The new hall is scheduled to open in the fall of 1995 in Papago Residence Hall's previous location at Highland Avenue and East Fifth Street.
Jim Van Arsdel, director of Residence Life and University Housing, said the construction is on schedule and will be finished by the end of June 1995.
"We decided on the site that Papago was on because it was so central to the campus," he said. "It's an absolute terrific location on campus.
"Papago only had room for 122 students," Van Arsdel said. "This one is certainly netting out a few more." The new dorm will house 490 students, he said. Papago was demolished to make space for the new building.

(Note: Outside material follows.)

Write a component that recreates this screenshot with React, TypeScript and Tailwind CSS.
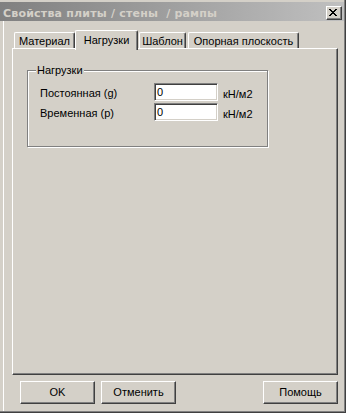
export default function App() {
  const raised =
    "border border-t-white border-l-white border-r-[#404040] border-b-[#404040] shadow-[inset_-1px_-1px_0_#808080]";
  const sunken =
    "border border-t-[#808080] border-l-[#808080] border-r-white border-b-white shadow-[inset_1px_1px_0_#404040,inset_-1px_-1px_0_#d4d0c8]";
  const tab =
    "h-[16px] flex justify-center pt-[3px] border-l border-t border-white border-r border-r-[#404040] rounded-t-[2px] shadow-[inset_-1px_0_0_#808080] whitespace-nowrap";
  const X = [
    "XX....XX",
    ".XX..XX.",
    "..XXXX..",
    "...XX...",
    "..XXXX..",
    ".XX..XX.",
    "XX....XX",
  ];
  return (
    <div className="w-[349px] h-[417px] bg-white font-['Liberation_Sans',Arial,sans-serif] text-[11px] text-black leading-[11px]">
      <div className="w-[346px] h-[413px] bg-[#d4d0c8] border-r border-b border-[#404040] flex flex-col">
        <div className="flex-1 flex flex-col border-r border-b border-[#808080] pt-[2px]">
          {/* Title bar */}
          <div className="h-[19px] flex items-start justify-between pl-[3px] pr-[2px] bg-linear-to-r from-[#808080] to-[#c0c0c0]">
            <span className="pt-[6px] font-['DejaVu_Sans',sans-serif] font-bold tracking-[0.2px] text-[#d4d0c8] whitespace-pre">
              Свойства плиты / стены  / рампы
            </span>
            <div className={`mt-[4px] w-[16px] h-[14px] bg-[#d4d0c8] pl-[2px] pt-[2px] ${raised}`}>
              <svg width="8" height="7" viewBox="0 0 8 7" shapeRendering="crispEdges">
                {X.flatMap((row, y) =>
                  row.split("").map((c, x) =>
                    c === "X" ? <rect key={`${x}-${y}`} x={x} y={y} width="1" height="1" fill="#000" /> : null
                  )
                )}
              </svg>
            </div>
          </div>

          {/* Body */}
          <div className="flex-1 ml-[3px] border-l border-white flex flex-col pl-[8px] pt-[9px]">
            {/* Tabs */}
            <div className="flex items-end h-[18px] ml-[2px]">
              <div className={`${tab} w-[61px]`}>Материал</div>
              <div className="relative z-10 w-[63px] h-[20px] -mb-[2px] flex justify-center pt-[4px] bg-[#d4d0c8] border-l border-t border-white border-r border-r-[#404040] rounded-t-[2px] shadow-[inset_-1px_0_0_#808080] whitespace-nowrap">
                Нагрузки
              </div>
              <div className={`${tab} w-[47px] ml-[1px]`}>Шаблон</div>
              <div className={`${tab} w-[111px] ml-[2px]`}>Опорная плоскость</div>
            </div>

            {/* Panel */}
            <div className="w-[326px] h-[327px] border border-t-white border-l-white border-r-[#404040] border-b-[#404040] shadow-[inset_-1px_-1px_0_#808080]">
              <div className="relative ml-[14px] mt-[21px] w-[241px] h-[77px] border border-[#808080] shadow-[inset_1px_1px_0_#fff,1px_1px_0_#fff]">
                <span className="absolute left-[8px] top-[-6px] px-[1px] bg-[#d4d0c8] whitespace-nowrap">
                  Нагрузки
                </span>
                <div className="flex flex-col gap-[2px] mt-[12px] pl-[12px]">
                  {[
                    ["Постоянная (g)", "0"],
                    ["Временная (p)", "0"],
                  ].map(([label, v]) => (
                    <div key={label} className="flex items-start h-[18px]">
                      <span className="w-[114px] pt-[5px] whitespace-nowrap">{label}</span>
                      <div className={`w-[64px] h-[18px] bg-white pl-[2px] pt-[3px] ${sunken}`}>{v}</div>
                      <span className="ml-[5px] pt-[6px] whitespace-nowrap">кН/м2</span>
                    </div>
                  ))}
                </div>
              </div>
            </div>

            {/* Buttons */}
            <div className="flex mt-[6px] ml-[8px] w-[318px]">
              <button className={`w-[75px] h-[23px] flex items-center justify-center ${raised}`}>OK</button>
              <button className={`w-[75px] h-[23px] ml-[6px] flex items-center justify-center ${raised}`}>
                Отменить
              </button>
              <button className={`w-[75px] h-[23px] ml-auto flex items-center justify-center ${raised}`}>
                Помощь
              </button>
            </div>
          </div>
        </div>
      </div>
    </div>
  );
}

Van Arsdel said Residence Life is looking forward to the increased space because in the past couple of years they have had to turn
away hundreds of students.
"And we don't like to do that," he said.
The $15,108,000 building will include living rooms, computer lab study rooms, study areas and possibly game rooms. The new hall will also be the first to offer both double rooms and a limited number of single rooms.
Residence Hall Association President Doug Mings said the new computer lab will add a lot to the residence hall as well as the surrounding area.

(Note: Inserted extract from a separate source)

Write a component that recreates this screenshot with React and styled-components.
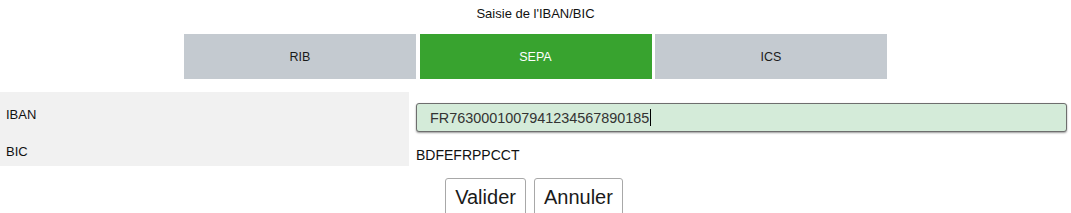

"The computer facilities will be a little bit larger than the ones in Kaibab-Huachuca (Residence Hall) and Gila (Residence) Hall," he said. "It will be neat for those living in the hall and a lot easier for everyone in that area."
Van Arsdel also said the new facilities and common areas will provide the kind of accommodations students want, as well as give them opportunities to get to know each other.
"I think the common areas like the game room will help build a sense of community," Mings said.
All of the first-floor walls are completed and the second floor is partially completed.
"It's a complicated schedule, but it's a little over a third of the way done," Van Arsdel said.
Mings said he was excited to see a new residence hall erected.
"I've studied the ones that have always been there, but it is really truly neat to see it being built," he said. "I'll have graduated by the time it opens, but there are plenty of resident assistants who are talking about transferring as soon as it opens."
The name of the dorm has yet to be selected, but three have been submitted by the Residence Hall Association. In keeping with the theme of naming the residence halls after counties or indigenous tribes, "La Paz" and "Tohono O'odham" have been suggested. RHA also suggested naming the hall after Frank A. Gulley in remembrance of an early campus leader.
In 1890, Gulley was the first faculty member to be appointed by the Arizona Board of Regents as a professor of agriculture and director of the Experiment Station.
Van Arsdel said the construction of the new hall contributes to the elimination of less than 150 parking spaces, but once the construction is finished, those spaces will be restored in the same location, Van Arsdel said.